Nonetheless, while the humor of Stupcat is widely admired in Kosovo, it has also received criticism over the angles and methods in which they have satirized other social groups. In the view of George Orwell, the renowned British writer, the aim of the joke is not to degrade the human being but to remind him that he is already degraded.
Which side of this line Stupcat fall on is a subject that is often raised when Safciu is playing his famous role of ‘Aga Shneqe,’ (Uncle Shneqe) the husband of ‘Tetja Gjyli’ (Aunt Gjyli), who is subjected to constant psychological and physical attacks. Moreover, Tetja Gjyli is a stereotypical representation of a Kosovar housewife who only cooks, goes to traditional weddings and is often shown as being ignorant.
Safciu refutes the idea that the physical attacks on Tetja Gjyli could legitimize violence towards women in Kosovo or that her representation entrenches inequality.
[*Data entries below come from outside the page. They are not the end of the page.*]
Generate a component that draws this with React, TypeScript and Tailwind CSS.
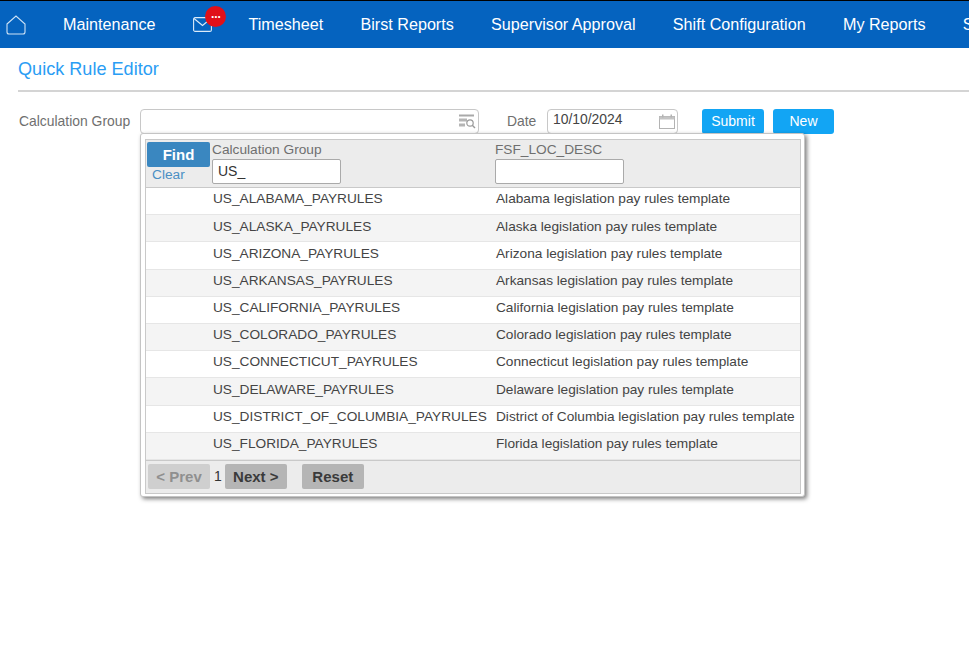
import React from "react";

const rows = [
  ["US_ALABAMA_PAYRULES", "Alabama legislation pay rules template"],
  ["US_ALASKA_PAYRULES", "Alaska legislation pay rules template"],
  ["US_ARIZONA_PAYRULES", "Arizona legislation pay rules template"],
  ["US_ARKANSAS_PAYRULES", "Arkansas legislation pay rules template"],
  ["US_CALIFORNIA_PAYRULES", "California legislation pay rules template"],
  ["US_COLORADO_PAYRULES", "Colorado legislation pay rules template"],
  ["US_CONNECTICUT_PAYRULES", "Connecticut legislation pay rules template"],
  ["US_DELAWARE_PAYRULES", "Delaware legislation pay rules template"],
  ["US_DISTRICT_OF_COLUMBIA_PAYRULES", "District of Columbia legislation pay rules template"],
  ["US_FLORIDA_PAYRULES", "Florida legislation pay rules template"],
];

const navLeft = ["Timesheet", "Birst Reports", "Supervisor Approval", "Shift Configuration", "My Reports", "System"];

export default function App() {
  return (
    <div className="w-[969px] h-[660px] overflow-hidden bg-white font-['Liberation_Sans',Arial,sans-serif]">
      <div className="h-px bg-black" />
      <nav className="h-[47px] bg-[#0563bf] flex items-center text-white text-[16.15px] whitespace-nowrap overflow-hidden">
        <svg width="20" height="20" viewBox="0 0 20 20" fill="none" stroke="#cfe3f6" strokeWidth="1.1" className="ml-[6px] mr-[37px] shrink-0">
          <path d="M1 9 L10 1 L19 9 V17 Q19 19 17 19 H3 Q1 19 1 17 Z" />
        </svg>
        <span>Maintenance</span>
        <span className="relative ml-[38px] mr-[36px] w-[19px] h-[15px] shrink-0">
          <svg width="19" height="15" viewBox="0 0 19 15" fill="none" stroke="#dcebf9" strokeWidth="1.1">
            <rect x="0.6" y="0.6" width="17.8" height="13.8" rx="1.5" />
            <path d="M1 1.5 L9.5 8.5 L18 1.5" />
          </svg>
          <span className="absolute left-[12px] top-[-11px] w-[21px] h-[21px] rounded-full bg-[#e01019] flex items-center justify-center text-[12px] leading-none font-bold pb-[5px]">
            ...
          </span>
        </span>
        {navLeft.map((n) => (
          <span key={n} className="mr-[37.3px]">{n}</span>
        ))}
      </nav>

      <div className="relative">
        <h1 className="ml-[18px] h-[42px] pt-[11px] text-[18.1px] leading-[21px] text-[#2a9df4]">Quick Rule Editor</h1>
        <div className="ml-[18px] h-[2px] bg-[#d4d4d4]" />

        <div className="relative mt-[17px] ml-[19px] flex items-center h-[25px] text-[13.9px] text-[#6f6f6f]">
          <span className="w-[121px]">Calculation Group</span>
          <div className="w-[339px] h-[25px] border border-[#c8c8c8] rounded-[4px] flex items-center justify-end pr-[2px]">
            <svg width="17" height="15" viewBox="0 0 17 15" fill="none">
              <rect x="0" y="0.5" width="15" height="2" fill="#a9a9a9" />
              <rect x="0" y="4.5" width="8" height="3" fill="#b5b5b5" />
              <rect x="0" y="9.5" width="6" height="3" fill="#b5b5b5" />
              <circle cx="11" cy="9" r="3.2" stroke="#9a9a9a" strokeWidth="1.2" />
              <path d="M13.3 11.3 L16 14" stroke="#9a9a9a" strokeWidth="1.4" />
            </svg>
          </div>
          <span className="ml-[28px] w-[40px]">Date</span>
          <div className="w-[131px] h-[25px] border border-[#c8c8c8] rounded-[4px] flex items-center justify-between pl-[5px] pr-[2px] text-[#444]">
            <span className="leading-none pb-[3px]">10/10/2024</span>
            <svg width="16" height="15" viewBox="0 0 16 15" fill="none">
              <rect x="0.5" y="2.5" width="15" height="12" stroke="#b3b3b3" />
              <rect x="0.5" y="2.5" width="15" height="3" fill="#c4c4c4" />
              <rect x="3" y="0.5" width="1.5" height="3" fill="#b3b3b3" />
              <rect x="11.5" y="0.5" width="1.5" height="3" fill="#b3b3b3" />
            </svg>
          </div>
          <button className="ml-[24px] w-[62px] h-[25px] bg-[#12a5f4] rounded-[3px] text-white text-[14px]">Submit</button>
          <button className="ml-[9px] w-[61px] h-[25px] bg-[#12a5f4] rounded-[3px] text-white text-[14px]">New</button>
        </div>

        <div className="absolute left-[140px] top-[85px] w-[665px] h-[364px] bg-white border border-[#c4c4c4] rounded-[3px] shadow-[2px_2px_4px_rgba(0,0,0,0.5)] pt-[5px] pl-[4px] pr-[3px]">
          <div className="border border-[#c9c9c9]">
            <div className="h-[48px] bg-[#ececec] border-b border-[#c9c9c9] flex text-[13.7px] text-[#6f6f6f]">
              <div className="w-[65px] ml-[1px] pt-[2px] shrink-0">
                <div className="w-[63px] h-[25px] bg-[#3a87c0] rounded-[2px] text-white font-bold text-[15px] leading-[25px] text-center">Find</div>
                <div className="pl-[5px] text-[#4a8fc4] leading-[16px] mt-[-1px] pt-[1px]">Clear</div>
              </div>
              <div className="w-[283px] shrink-0">
                <div className="leading-[16px] pt-[2px]">Calculation Group</div>
                <div className="mt-[1px] w-[129px] h-[25px] bg-white border border-[#aaa] rounded-[2px] pl-[5px] text-[14px] text-[#333] leading-[22px]">US_</div>
              </div>
              <div>
                <div className="leading-[16px] pt-[2px]">FSF_LOC_DESC</div>
                <div className="mt-[1px] w-[129px] h-[25px] bg-white border border-[#aaa] rounded-[2px]" />
              </div>
            </div>
            {rows.map(([a, b], i) => (
              <div key={a} className={`h-[27.2px] flex items-center pb-[3px] text-[13.68px] text-[#444] border-b border-[#e6e6e6] whitespace-nowrap ${i % 2 ? "bg-[#f4f4f4]" : "bg-white"}`}>
                <span className="ml-[67px] w-[283px] shrink-0">{a}</span>
                <span>{b}</span>
              </div>
            ))}
            <div className="h-[33px] bg-[#ececec] border-t border-[#c9c9c9] flex items-center pl-[2px] text-[15px] font-bold">
              <span className="w-[62px] h-[25px] bg-[#cfcfcf] text-[#8f8f8f] rounded-[2px] flex items-center justify-center">&lt; Prev</span>
              <span className="ml-[4px] text-[14px] font-normal text-[#333]">1</span>
              <span className="ml-[3px] w-[62px] h-[25px] bg-[#b5b5b5] text-[#3a3a3a] rounded-[2px] flex items-center justify-center">Next &gt;</span>
              <span className="ml-[15px] w-[62px] h-[25px] bg-[#b5b5b5] text-[#3a3a3a] rounded-[2px] flex items-center justify-center">Reset</span>
            </div>
          </div>
        </div>
      </div>
    </div>
  );
}
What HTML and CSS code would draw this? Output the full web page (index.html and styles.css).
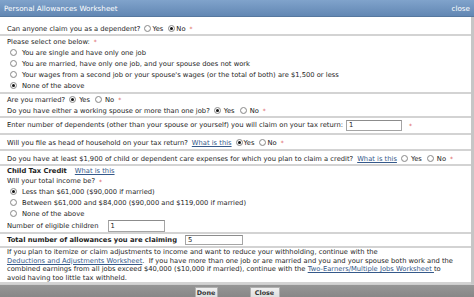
FILE: index.html
```html
<!DOCTYPE html>
<html>
<head>
<meta charset="utf-8">
<title>Personal Allowances Worksheet</title>
<link rel="stylesheet" href="styles.css">
</head>
<body>
<div class="dialog">
  <div class="titlebar"><span>Personal Allowances Worksheet</span><span class="close">close</span></div>
  <div class="content">
    <div class="sec sec-b">
      <div class="line">Can anyone claim you as a dependent?<span class="opt tight q"><span class="r"></span>Yes</span><span class="opt tight"><span class="r on"></span>No</span><span class="req">*</span></div>
    </div>
    <div class="sec sec-c">
      <div class="line">Please select one below:<span class="req">*</span></div>
      <div class="line sub"><span class="r"></span>You are single and have only one job</div>
      <div class="line sub"><span class="r"></span>You are married, have only one job, and your spouse does not work</div>
      <div class="line sub"><span class="r"></span>Your wages from a second job or your spouse's wages (or the total of both) are $1,500 or less</div>
      <div class="line sub"><span class="r on"></span>None of the above</div>
    </div>
    <div class="sec sec-d">
      <div class="line">Are you married?<span class="opt q"><span class="r on"></span>Yes</span><span class="opt"><span class="r"></span>No</span><span class="req">*</span></div>
      <div class="line">Do you have either a working spouse or more than one job?<span class="opt q"><span class="r on"></span>Yes</span><span class="opt"><span class="r"></span>No</span><span class="req">*</span></div>
    </div>
    <div class="sec sec-e">
      <div class="line tall">Enter number of dependents (other than your spouse or yourself) you will claim on your tax return:<span class="field dep">1</span><span class="req far">*</span></div>
    </div>
    <div class="sec sec-f">
      <div class="line">Will you file as head of household on your tax return?<a class="link q">What is this</a><span class="opt tight q"><span class="r on"></span>Yes</span><span class="opt tight"><span class="r"></span>No</span><span class="req">*</span></div>
    </div>
    <div class="sec sec-g">
      <div class="line">Do you have at least $1,900 of child or dependent care expenses for which you plan to claim a credit?<a class="link q">What is this</a><span class="opt q"><span class="r"></span>Yes</span><span class="opt"><span class="r"></span>No</span><span class="req">*</span></div>
    </div>
    <div class="sec sec-h">
      <div class="line short"><b>Child Tax Credit</b><a class="link ctc">What is this</a></div>
      <div class="line short">Will your total income be?<span class="req">*</span></div>
      <div class="line sub"><span class="r on"></span>Less than $61,000 ($90,000 if married)</div>
      <div class="line sub"><span class="r"></span>Between $61,000 and $84,000 ($90,000 and $119,000 if married)</div>
      <div class="line sub"><span class="r"></span>None of the above</div>
      <div class="line kidsrow">Number of eligible children<span class="field kids">1</span></div>
    </div>
    <div class="sec sec-i">
      <div class="line totalrow"><b>Total number of allowances you are claiming</b><span class="field total">5</span></div>
    </div>
    <div class="sec sec-j">
      <div class="pline">If you plan to itemize or claim adjustments to income and want to reduce your withholding, continue with the</div>
      <div class="pline"><a class="link">Deductions and Adjustments Worksheet</a>.&nbsp; If you have more than one job or are married and you and your spouse both work and the</div>
      <div class="pline">combined earnings from all jobs exceed $40,000 ($10,000 if married), continue with the <a class="link">Two-Earners/Multiple Jobs Worksheet </a>to</div>
      <div class="pline">avoid having too little tax withheld.</div>
    </div>
  </div>
  <div class="footer">
    <span class="btn done">Done</span>
    <span class="btn closebtn">Close</span>
  </div>
</div>
</body>
</html>
```

FILE: styles.css
```css
html, body {
  margin: 0;
  padding: 0;
  background: #ffffff;
}
body {
  width: 474px;
  height: 297px;
  overflow: hidden;
  font-family: "DejaVu Sans", Verdana, sans-serif;
  font-size: 6.75px;
  color: #1e1e1e;
}
.dialog {
  width: 474px;
  height: 297px;
  display: flex;
  flex-direction: column;
  overflow: hidden;
}
.titlebar {
  height: 17px;
  flex: none;
  box-sizing: border-box;
  background: linear-gradient(#80a3cb, #6287b3);
  border-bottom: 1px solid #56789f;
  color: #ffffff;
  display: flex;
  align-items: center;
  justify-content: space-between;
  padding: 0 4px 0 4px;
  font-size: 7.2px;
}
.content {
  flex: none;
  width: 471px;
  border-right: 3px solid #c6c6c6;
  display: flex;
  flex-direction: column;
}
.sec {
  border-bottom: 2px solid #d3d3d3;
  padding-left: 7px;
}
.line {
  height: 11px;
  display: flex;
  align-items: center;
  white-space: nowrap;
}
.line.short {
  height: 10px;
}
.line.tall {
  height: 14px;
}
.line.kidsrow {
  height: 13px;
}
.line.totalrow {
  height: 12px;
}
.sub {
  padding-left: 3px;
}
.sub .r {
  margin-right: 5px;
}
.sec-b { padding-top: 6px; padding-bottom: 0; }
.sec-c { padding-top: 0; padding-bottom: 1px; }
.sec-d { padding-top: 0; padding-bottom: 0; }
.sec-e { padding-top: 0; padding-bottom: 1px; }
.sec-f { padding-top: 2px; padding-bottom: 1px; }
.sec-g { padding-top: 2px; padding-bottom: 0; }
.sec-h { padding-top: 0; padding-bottom: 0; }
.sec-i { padding-top: 0; padding-bottom: 0; }
.sec-j { padding-top: 0; padding-bottom: 0; }

.r {
  display: inline-block;
  box-sizing: border-box;
  width: 7px;
  height: 7px;
  border-radius: 50%;
  border: 1px solid #8a8a8a;
  background: radial-gradient(circle at 50% 40%, #ffffff 40%, #e4e4e4 100%);
  position: relative;
  flex: none;
}
.r.on::after {
  content: "";
  position: absolute;
  left: 1px;
  top: 1px;
  width: 3px;
  height: 3px;
  border-radius: 50%;
  background: #111111;
}
.opt {
  display: inline-flex;
  align-items: center;
  gap: 3px;
  margin-left: 5px;
}
.opt.tight {
  gap: 1px;
}
.opt.q {
  margin-left: 4px;
}
.req {
  color: #d9534f;
  font-size: 6px;
  margin-left: 4px;
}
.req.far {
  margin-left: 7px;
}
.link {
  color: #35598a;
  text-decoration: underline;
}
.link.q {
  margin-left: 4px;
}
.link.ctc {
  margin-left: 8px;
}
.field {
  display: inline-flex;
  align-items: center;
  box-sizing: border-box;
  height: 11px;
  border: 1px solid #a5a5a5;
  border-top-color: #8c8c8c;
  background: #ffffff;
  padding-left: 2px;
}
.field.dep {
  width: 56px;
  margin-left: 3px;
}
.field.kids {
  width: 57px;
  height: 12px;
  margin-left: 9px;
}
.field.total {
  width: 58px;
  height: 10px;
  margin-left: 8px;
}
.pline {
  height: 8.5px;
  line-height: 8.5px;
  white-space: nowrap;
}
.footer {
  flex: 1;
  background: linear-gradient(#969696, #858585);
  border-top: 1px solid #cdcdcd;
  display: flex;
  justify-content: center;
  align-items: flex-start;
  gap: 32px;
  padding-top: 2px;
}
.btn {
  box-sizing: border-box;
  height: 12px;
  display: inline-flex;
  align-items: center;
  justify-content: center;
  background: linear-gradient(#f0f0f0, #dcdcdc);
  border: 1px solid #b0b0b0;
  font-weight: bold;
  color: #333333;
  font-size: 6.4px;
}
.btn.done { width: 23px; }
.btn.closebtn { width: 30px; }
```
He defends Stupcat’s work and believes that they have provoked a debate by exhibiting the violence and inequality of women in Kosovo.
“Aga Shneqe is a character and model of how women should not be treated,” he says. “In my laboratory, I wanted to attack something bad, and to bring to the surface a bad phenomenon, but Albanians, instead of irritation, died laughing at our humor. Sometimes we need to make the phenomenon more grotesque, to exaggerate the problems a bit- the slapping and other abuses in our humor were there to tell the people who they are, and how they should not be.”
According to Safciu, his personal intention for Stupcat were always to protect the marginalized and weaker elements of society. “Perhaps driven by our past, I always stand by the weak. I like to be the sheriff who supports the weak. I think in this life, I have enough reasons to be with the weak.”
Safciu also has a strong belief in comedy’s advantages as a vehicle for this. “Laughing is a gift that only human beings can execute,” he says. “As far as I know, humor is not for training your abdominal muscles. It is rehabilitation for a society.”